Searching for Solutions: Violence Against Women in the South Pacific

  • 20 October 2011

Domestic violence is known to be a serious problem in the South Pacific. But, partly because it has traditionally been considered a private matter, the prevalence, causes and consequences of domestic violence in the region were not well understood.

As a way to bring the issue into sharper focus, UNFPA partnered with the Secretariat of the Pacific Community (SPC) and three governments to initiate studies in their respective countries using research methodology and protocols of the WHO Multi-country Study on Women’s Health and Domestic Violence against Women. The studies were conducted in partnership with national governments and implemented by the regional agency SPC with the support of NZAid and AusAID.

They aim to clarify the cultural dynamics underlying violence against women in the hopes that better understanding of the problem and its prevalence will generate solutions.

The Samoa Family Health and Safety Study comprised a qualitative study based on which two survey questionnaires were developed, one each for men and women.
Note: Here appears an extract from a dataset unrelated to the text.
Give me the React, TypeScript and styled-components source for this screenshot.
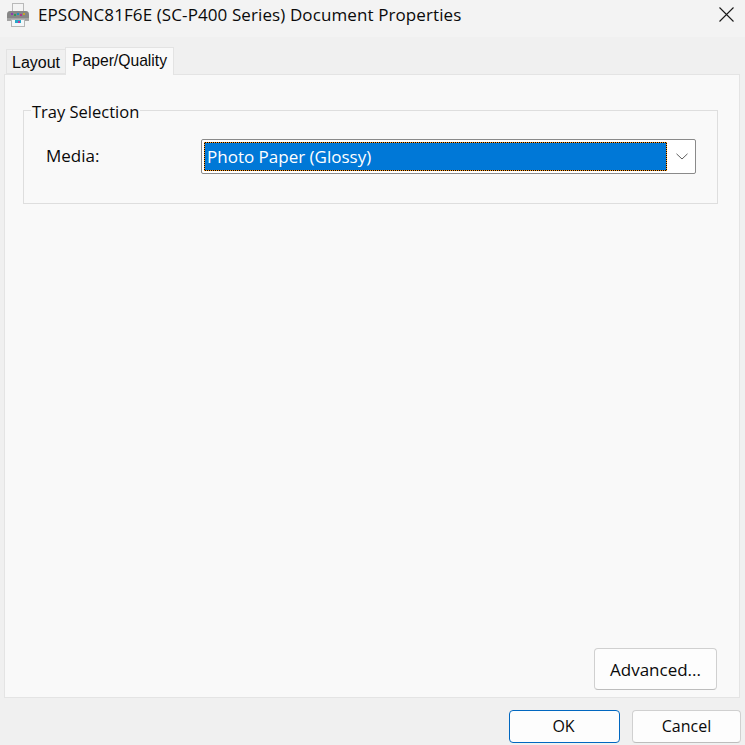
import React from "react";
import styled, { createGlobalStyle } from "styled-components";

const Global = createGlobalStyle`
  html, body { margin: 0; padding: 0; background: #f0f0f0; }
  * { box-sizing: border-box; }
`;

const Dialog = styled.div`
  width: 745px;
  height: 745px;
  display: flex;
  flex-direction: column;
  background: #f0f0f0;
  color: #0a0a0a;
  font-family: "Open Sans", "Noto Sans", sans-serif;
  overflow: hidden;
`;

const TitleBar = styled.div`
  height: 37px;
  flex: none;
  display: flex;
  align-items: center;
  background: #f3f3f3;
  padding: 0 11px 8px 6px;
`;

const TitleText = styled.div`
  flex: 1;
  margin-left: 8px;
  font-size: 17px;
  letter-spacing: 0.1px;
  white-space: nowrap;
`;

const TabRow = styled.div`
  height: 37px;
  flex: none;
  display: flex;
  align-items: flex-end;
  padding-left: 6px;
  position: relative;
  z-index: 1;
`;

const Tab = styled.div<{ $active?: boolean }>`
  height: ${(p) => (p.$active ? 28 : 25)}px;
  width: ${(p) => (p.$active ? 109 : 59)}px;
  margin-bottom: ${(p) => (p.$active ? -1 : 0)}px;
  background: ${(p) => (p.$active ? "#f9f9f9" : "#f0f0f0")};
  border: 1px solid #e3e3e3;
  border-bottom: ${(p) => (p.$active ? "none" : "1px solid #e3e3e3")};
  border-right: ${(p) => (p.$active ? "1px solid #e3e3e3" : "none")};
  font-family: "Liberation Sans", Arial, sans-serif;
  font-size: ${(p) => (p.$active ? 15.7 : 16)}px;
  line-height: ${(p) => (p.$active ? 25 : 26)}px;
  padding-left: ${(p) => (p.$active ? 6 : 5)}px;
  white-space: nowrap;
`;

const Panel = styled.div`
  flex: 1;
  margin: 0 5px 0 4px;
  display: flex;
  flex-direction: column;
  background: #f9f9f9;
  border: 1px solid #e4e4e4;
  padding: 22px 21px 7px 18px;
  min-height: 0;
`;

const Group = styled.fieldset`
  margin: 0;
  height: 107px;
  flex: none;
  border: 1px solid #dedede;
  padding: 0 21px 0 22px;
  min-width: 0;
`;

const GroupLegend = styled.legend`
  padding: 4px 1px 0;
  margin-left: -15px;
  font-size: 16.5px;
  line-height: 22px;
`;

const Row = styled.div`
  display: flex;
  align-items: center;
  margin-top: 16px;
`;

const FieldLabel = styled.div`
  width: 155px;
  padding-bottom: 2px;
  font-size: 17px;
`;

const Combo = styled.div`
  flex: 1;
  height: 35px;
  display: flex;
  align-items: center;
  background: #fff;
  border: 1px solid #8a8a8a;
  border-radius: 2px;
  padding: 2px 0 2px 2px;
`;

const ComboValue = styled.div`
  flex: 1;
  height: 29px;
  color: #fff;
  border: 1px solid transparent;
  background:
    linear-gradient(#0078d7, #0078d7) padding-box,
    repeating-conic-gradient(#000 0 25%, #ff9a1f 0 50%) 0 0 / 2px 2px border-box;
  font-size: 17px;
  line-height: 27px;
  padding-left: 2px;
  white-space: nowrap;
`;

const ComboArrow = styled.div`
  width: 28px;
  padding-left: 1px;
  display: flex;
  justify-content: center;
`;

const Spacer = styled.div`
  flex: 1;
`;

const ButtonRight = styled.div`
  display: flex;
  justify-content: flex-end;
  padding-right: 1px;
`;

const PushButton = styled.button<{ $w: number; $h: number; $primary?: boolean; $size?: number; $lift?: number }>`
  width: ${(p) => p.$w}px;
  height: ${(p) => p.$h}px;
  background: #fdfdfd;
  border: 1px solid ${(p) => (p.$primary ? "#0067c0" : "#d0d0d0")};
  border-bottom-color: ${(p) => (p.$primary ? "#0067c0" : "#bdbdbd")};
  border-radius: 4px;
  color: #0a0a0a;
  font-family: "Open Sans", "Noto Sans", sans-serif;
  font-size: ${(p) => p.$size ?? 16}px;
  padding: 0 ${(p) => (p.$primary ? 2 : 0)}px ${(p) => p.$lift ?? 0}px 0;
`;

const Footer = styled.div`
  height: 47px;
  flex: none;
  display: flex;
  justify-content: flex-end;
  align-items: flex-start;
  gap: 12px;
  padding: 12px 4px 0 0;
`;

const PrinterIcon = () => (
  <svg width="24" height="24" viewBox="0 0 24 24" style={{ flex: "none" }}>
    <rect x="6.5" y="0.5" width="11" height="9" fill="#f4f4f4" stroke="#b9b9b9" />
    <path d="M1 11.5 Q1 8 4 8 H20 Q23 8 23 11.5 V18 H1 Z" fill="#868686" />
    <rect x="1" y="15" width="22" height="3" fill="#a3a3a3" />
    <rect x="5" y="10" width="2" height="2" fill="#8c3bb0" />
    <rect x="8" y="11" width="2" height="2" fill="#2f9a58" />
    <rect x="11" y="10" width="2" height="2" fill="#1f8fc0" />
    <rect x="14" y="11" width="2" height="2" fill="#b0358a" />
    <rect x="17" y="10" width="2" height="2" fill="#c8a22c" />
    <rect x="5.5" y="16.5" width="13" height="7" fill="#f2f6f8" stroke="#b5b5b5" />
    <rect x="9" y="17" width="6" height="3" fill="#28a6c8" />
    <rect x="12" y="18" width="2" height="2" fill="#c23a96" />
  </svg>
);

const CloseIcon = () => (
  <svg width="15" height="15" viewBox="0 0 15 15">
    <path d="M0.5 0.5 L14.5 14.5 M14.5 0.5 L0.5 14.5" stroke="#1a1a1a" strokeWidth="1.1" fill="none" />
  </svg>
);

const ChevronIcon = () => (
  <svg width="12" height="7" viewBox="0 0 12 7">
    <path d="M0.5 0.8 L6 6 L11.5 0.8" stroke="#5f5f5f" strokeWidth="1" fill="none" />
  </svg>
);

export default function App() {
  return (
    <Dialog>
      <Global />
      <TitleBar>
        <PrinterIcon />
        <TitleText>EPSONC81F6E (SC-P400 Series) Document Properties</TitleText>
        <CloseIcon />
      </TitleBar>
      <TabRow>
        <Tab>Layout</Tab>
        <Tab $active>Paper/Quality</Tab>
      </TabRow>
      <Panel>
        <Group>
          <GroupLegend>Tray Selection</GroupLegend>
          <Row>
            <FieldLabel>Media:</FieldLabel>
            <Combo>
              <ComboValue>Photo Paper (Glossy)</ComboValue>
              <ComboArrow>
                <ChevronIcon />
              </ComboArrow>
            </Combo>
          </Row>
        </Group>
        <Spacer />
        <ButtonRight>
          <PushButton $w={123} $h={42} $size={17}>Advanced...</PushButton>
        </ButtonRight>
      </Panel>
      <Footer>
        <PushButton $w={111} $h={33} $primary $lift={2}>OK</PushButton>
        <PushButton $w={109} $h={33} $lift={2}>Cancel</PushButton>
      </Footer>
    </Dialog>
  );
}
The report discusses the Samoan context, presents the findings of the qualitative study and surveys, and provides recommendations to address the problem.

Key findings show that 46.4 per cent of respondents to the women’s survey have experienced some form of partner abuse. The last chapter examines the factors contributing to domestic violence, the health impacts, the responses, and cultural acceptability of violence and abuse in the Samoan context.

 The Solomon Islands Family Health and Safety Study shows a high prevalence of violence against women in the Solomon Islands, with 64 per cent of ever-partnered women reporting physical or sexual violence by an intimate partner. The majority of women (73 per cent) surveyed believe that a man is justified in beating his wife under some circumstances.

The study examines the risk factors associated with the occurrence of intimate partner violence in the Solomon Islands. The recommendations include strengthening the health sector’s response to women who are victims of violence and the development of a stronger legal framework to address all forms of violence against women.

The data from The Kiribati Family Health and Safety Study indicates that more than 2 in 3 (68 per cent) of women surveyed aged 15-49 who had ever been in a relationship have experienced some form of violence. Women in Kiribati are more likely to experience severe, rather than moderate, forms of physical partner violence.

The study also revealed a statistically significant association between exposure to violence as a child and the respondent’s experience of intimate partner violence, thus pointing to the intergenerational nature of the problem.

Some of the qualitative research conducted during the research add another dimension to the issue. One in-depth interview for example, is a Melanesian woman whose husband doesn’t allow her to talk to other people, not even her own family. “When they come to visit me and he sees us talking and laughing, he just comes directly to me and hits and me or drags me away from my relatives.”

Swimming Against the Tide: Lessons Learned from Field Research on VAW in the Solomon Islands and Kiribati is the result of an independent assessment to evaluate the process and quality of the research implementation, the challenges faced and lessons learned from the studies. It provides practical and context-specific information for governments, donors and implementing agencies who are conducting research in the Pacific.

Researching violence against women is a sensitive and often distressing undertaking, with the potential to create significant risks for women participants, their families and the research field workers involved. But it is the only way to generate certain types of information, such as population-based data on prevalence, incidence, severity, risk factors and consequences, and information that is needed to generate specific recommendations for a multitude of actors on ways to improve efforts to address domestic violence.